Kommentar von Markus Balser

Noor - arabisch für Licht - hat der König die Anlage getauft, die gerade im Süden seines Landes entsteht. Wie man die Desertec-Vision umsetzt? Marokko braucht für die Antwort gerade mal zwei Wörter: Man baut. Die Fundamente für das riesige Solarkraftwerk bei Ouarzazate stehen. Vom nächsten Jahr an soll die Anlage 500 000 Menschen mit Strom versorgen. Errichtet wird das Prestigeprojekt in diesen Tagen von einem saudischen Energiekonzern.

Dutzende Projekte dieser Art sind in Nordafrika und dem Nahen Osten derzeit im Bau oder in Planung. Während am Rande der Sahara die Vision, an guten Standorten in Afrikas Wüsten grünen Strom mit Solar- und Windanlagen zu produzieren, Formen annimmt, gehen ausgerechnet bei dem Unternehmen, das die Vision eigentlich vorantreiben sollte, die Lichter aus. Der mit großen Hoffnungen gestarteten Planungsgesellschaft Desertec Industrial Initiative (Dii), Zentrale einer der größten grünen Industrie-Initiativen überhaupt, droht zum Jahresende die Abwicklung. Ihr geht das Geld aus.
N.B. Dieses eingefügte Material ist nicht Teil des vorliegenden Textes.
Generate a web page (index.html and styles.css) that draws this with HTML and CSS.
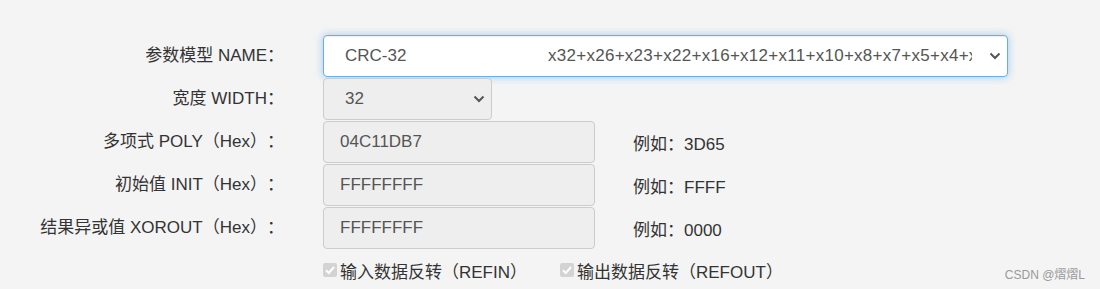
FILE: index.html
```html
<!DOCTYPE html>
<html lang="zh-CN">
<head>
<meta charset="utf-8">
<title>CRC 参数</title>
<link rel="stylesheet" href="styles.css">
</head>
<body>
<form class="crc-form">
  <div class="row">
    <label class="label">参数模型 NAME：</label>
    <div class="select select-name">
      <span class="opt-name">CRC-32</span>
      <span class="opt-poly">x32+x26+x23+x22+x16+x12+x11+x10+x8+x7+x5+x4+x2+x+1</span>
      <svg class="chev" width="12" height="8" viewBox="0 0 12 8"><path d="M1.5 1.5 L6 6 L10.5 1.5" fill="none" stroke="#555" stroke-width="2"/></svg>
    </div>
  </div>
  <div class="row">
    <label class="label">宽度 WIDTH：</label>
    <div class="select select-width">
      <span class="opt-val">32</span>
      <svg class="chev" width="12" height="8" viewBox="0 0 12 8"><path d="M1.5 1.5 L6 6 L10.5 1.5" fill="none" stroke="#555" stroke-width="2"/></svg>
    </div>
  </div>
  <div class="row">
    <label class="label">多项式 POLY（Hex）：</label>
    <input class="field" type="text" value="04C11DB7" readonly>
    <span class="hint">例如：3D65</span>
  </div>
  <div class="row">
    <label class="label">初始值 INIT（Hex）：</label>
    <input class="field" type="text" value="FFFFFFFF" readonly>
    <span class="hint">例如：FFFF</span>
  </div>
  <div class="row">
    <label class="label">结果异或值 XOROUT（Hex）：</label>
    <input class="field" type="text" value="FFFFFFFF" readonly>
    <span class="hint">例如：0000</span>
  </div>
  <div class="checks">
    <label class="check"><span class="box"><svg width="14" height="14" viewBox="0 0 14 14"><path d="M3 7.2 L5.8 10 L11 4" fill="none" stroke="#fff" stroke-width="2"/></svg></span>输入数据反转（REFIN）</label>
    <label class="check check-out"><span class="box"><svg width="14" height="14" viewBox="0 0 14 14"><path d="M3 7.2 L5.8 10 L11 4" fill="none" stroke="#fff" stroke-width="2"/></svg></span>输出数据反转（REFOUT）</label>
    <span class="watermark">CSDN @熠熠L</span>
  </div>
</form>
</body>
</html>
```

FILE: styles.css
```css
html, body {
  margin: 0;
  padding: 0;
  background: #f4f4f4;
}
body {
  font-family: "Liberation Sans", "Noto Sans CJK SC", sans-serif;
  font-size: 17px;
  color: #333;
  width: 1100px;
  height: 289px;
  overflow: hidden;
  text-spacing-trim: space-all;
}
.crc-form {
  padding-top: 35px;
  display: flex;
  flex-direction: column;
  gap: 1px;
}
.row {
  display: flex;
  align-items: center;
  height: 42px;
}
.label {
  width: 284px;
  text-align: right;
  margin-right: 39px;
  line-height: 24px;
  white-space: nowrap;
}
.select {
  box-sizing: border-box;
  height: 42px;
  border-radius: 4px;
  display: flex;
  align-items: center;
  color: #555;
  white-space: nowrap;
}
.select-name {
  width: 685px;
  background: #fff;
  border: 1px solid #66afe9;
  box-shadow: inset 0 1px 1px rgba(0,0,0,.075), 0 0 8px rgba(102,175,233,.6);
  padding: 0 6px 0 21px;
}
.opt-name {
  width: 203px;
  flex: none;
}
.opt-poly {
  width: 424px;
  flex: none;
  overflow: hidden;
  letter-spacing: 0.27px;
}
.chev {
  flex: none;
  margin-left: auto;
}
.select-width {
  width: 169px;
  background: #eee;
  border: 1px solid #ccc;
  padding: 0 6px 0 21px;
}
.field {
  box-sizing: border-box;
  width: 272px;
  height: 42px;
  margin: 0;
  padding: 0 16px;
  border: 1px solid #ccc;
  border-radius: 4px;
  background: #eee;
  color: #555;
  font: inherit;
  outline: none;
}
.hint {
  margin-left: 38px;
  color: #333;
}
.checks {
  display: flex;
  align-items: center;
  height: 26px;
  margin-top: 7px;
  padding-left: 323px;
}
.check {
  display: flex;
  align-items: center;
  color: #333;
  white-space: nowrap;
}
.check-out {
  margin-left: 33px;
}
.box {
  width: 14px;
  height: 14px;
  border-radius: 2px;
  background: #d3d3d3;
  margin-right: 3px;
  display: flex;
}
.watermark {
  margin-left: auto;
  margin-right: 15px;
  font-size: 12px;
  color: #9a9a9a;
  margin-top: 6px;
}
```
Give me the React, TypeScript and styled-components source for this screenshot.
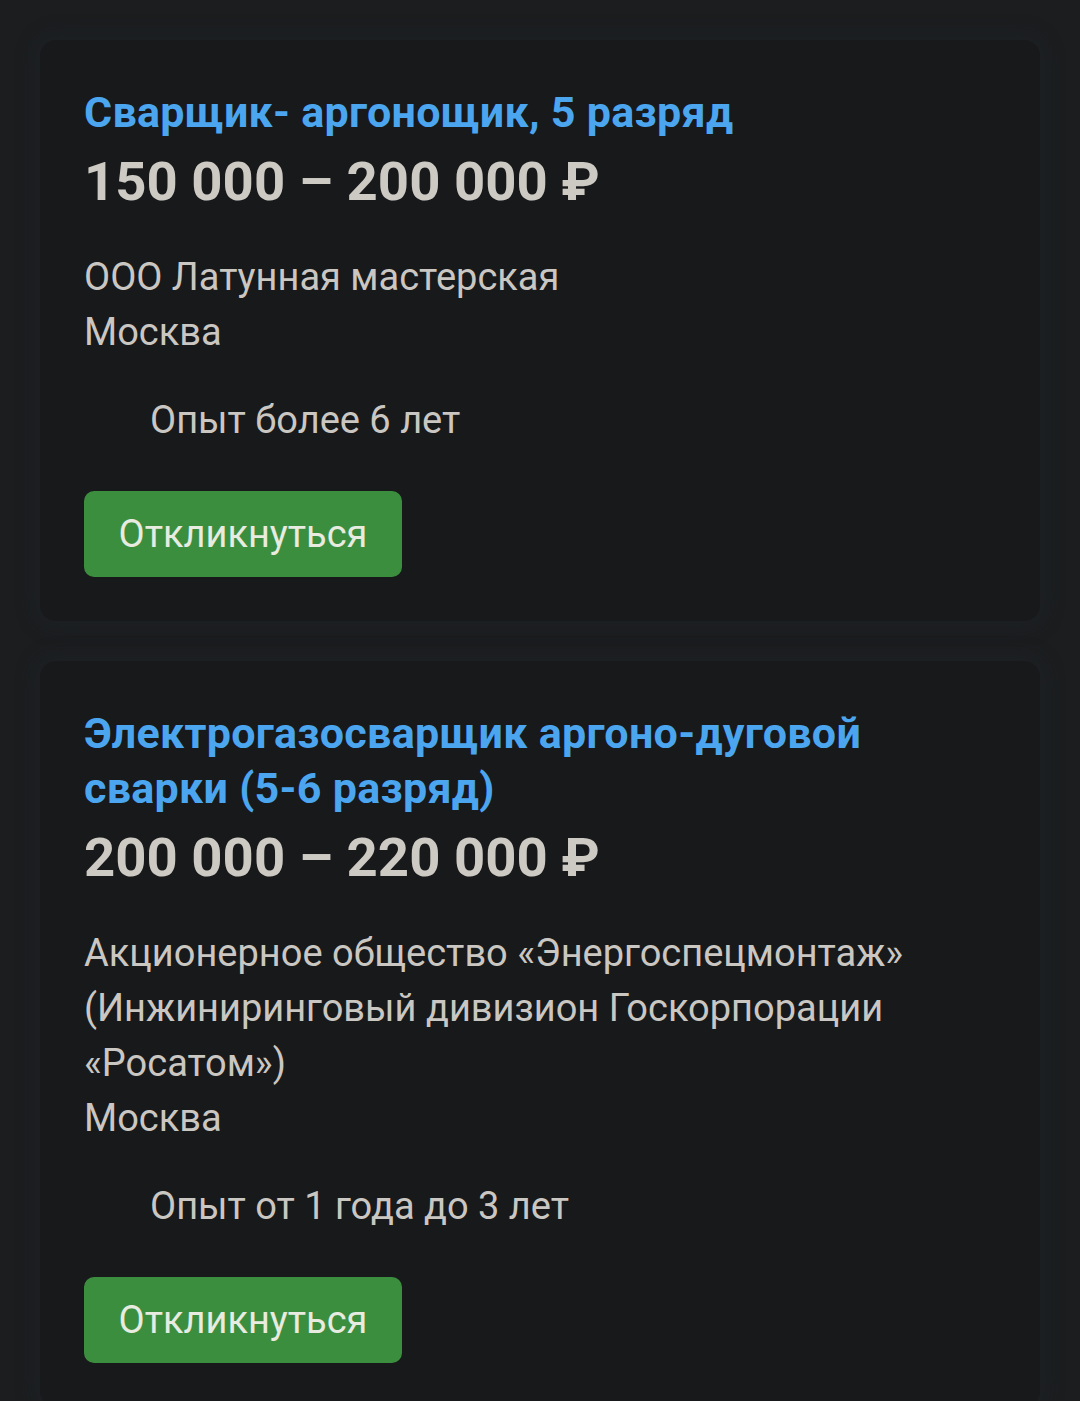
import styled, { createGlobalStyle } from "styled-components";

const GlobalStyle = createGlobalStyle`
  html, body {
    margin: 0;
    padding: 0;
    background: #1b1d1f;
  }
  body {
    font-family: Roboto, "Noto Sans", "Liberation Sans", sans-serif;
    -webkit-font-smoothing: antialiased;
  }
`;

const StyledPage = styled.div`
  display: flex;
  flex-direction: column;
  gap: 40px;
  padding: 40px;
  min-height: 1401px;
  box-sizing: border-box;
`;

const StyledCard = styled.div`
  display: flex;
  flex-direction: column;
  align-items: flex-start;
  padding: 45px 44px 44px;
  border-radius: 16px;
  background: #18191b;
  box-shadow: 0 0 20px 4px rgba(36, 40, 44, 0.4);
`;

const StyledTitle = styled.a`
  font-size: 43px;
  font-weight: 700;
  line-height: 55px;
  letter-spacing: 0.3px;
  color: #4ba6ef;
  text-decoration: none;
  max-width: 840px;
`;

const StyledSalary = styled.div`
  margin-top: 6px;
  font-size: 54.5px;
  font-weight: 700;
  line-height: 70px;
  color: #cdc9c3;
`;

const StyledText = styled.div`
  font-size: 38px;
  line-height: 55px;
  color: #cac7c2;
`;

const StyledCompany = styled(StyledText)`
  margin-top: 34px;
  max-width: 860px;
`;

const StyledCity = styled(StyledText)`
  line-height: 54px;
`;

const StyledExperience = styled(StyledText)`
  margin-top: 34px;
  padding-left: 66px;
  line-height: 54px;
`;

const StyledButton = styled.button`
  margin-top: 44px;
  width: 318px;
  height: 86px;
  border: none;
  border-radius: 10px;
  background: #3c8e3f;
  color: #e7ebe0;
  font-family: inherit;
  font-size: 38px;
  font-weight: 400;
  cursor: pointer;
`;

type Vacancy = {
  title: string;
  salary: string;
  company: string;
  city: string;
  experience: string;
};

const vacancies: Vacancy[] = [
  {
    title: "Сварщик- аргонощик, 5 разряд",
    salary: "150 000 – 200 000 ₽",
    company: "ООО Латунная мастерская",
    city: "Москва",
    experience: "Опыт более 6 лет",
  },
  {
    title: "Электрогазосварщик аргоно-дуговой сварки (5-6 разряд)",
    salary: "200 000 – 220 000 ₽",
    company:
      "Акционерное общество «Энергоспецмонтаж» (Инжиниринговый дивизион Госкорпорации «Росатом»)",
    city: "Москва",
    experience: "Опыт от 1 года до 3 лет",
  },
];

function VacancyCard({ vacancy }: { vacancy: Vacancy }) {
  return (
    <StyledCard>
      <StyledTitle href="#">{vacancy.title}</StyledTitle>
      <StyledSalary>{vacancy.salary}</StyledSalary>
      <StyledCompany>{vacancy.company}</StyledCompany>
      <StyledCity>{vacancy.city}</StyledCity>
      <StyledExperience>{vacancy.experience}</StyledExperience>
      <StyledButton>Откликнуться</StyledButton>
    </StyledCard>
  );
}

export default function App() {
  return (
    <>
      <GlobalStyle />
      <StyledPage>
        {vacancies.map((v) => (
          <VacancyCard key={v.title} vacancy={v} />
        ))}
      </StyledPage>
    </>
  );
}
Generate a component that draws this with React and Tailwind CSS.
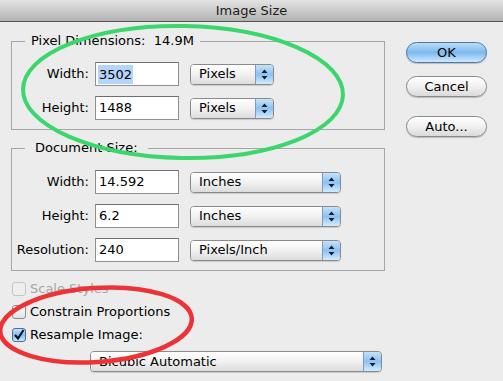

Denn die beteiligten Unternehmen können sich bislang nicht auf ein neues Finanzkonzept einigen.

Eine große Vision, gescheitert an kleinlichem Gehabe? Es wäre falsch, die Initiative einfach nur abzuheften. Denn das drohende Scheitern steht für mehr als interne Machtkämpfe und einen Streit der beteiligten Unternehmen aus der Energie-, Finanz- und Technologiebranche um einige Hunderttausend Euro. Die Misere lässt Lektionen für die Zukunft der Umweltpolitik und den Traum von einer grüneren Ökonomie erkennen. Sie verdeutlicht vor allem eins: Manager können in Umweltfragen keine Politiker ersetzen.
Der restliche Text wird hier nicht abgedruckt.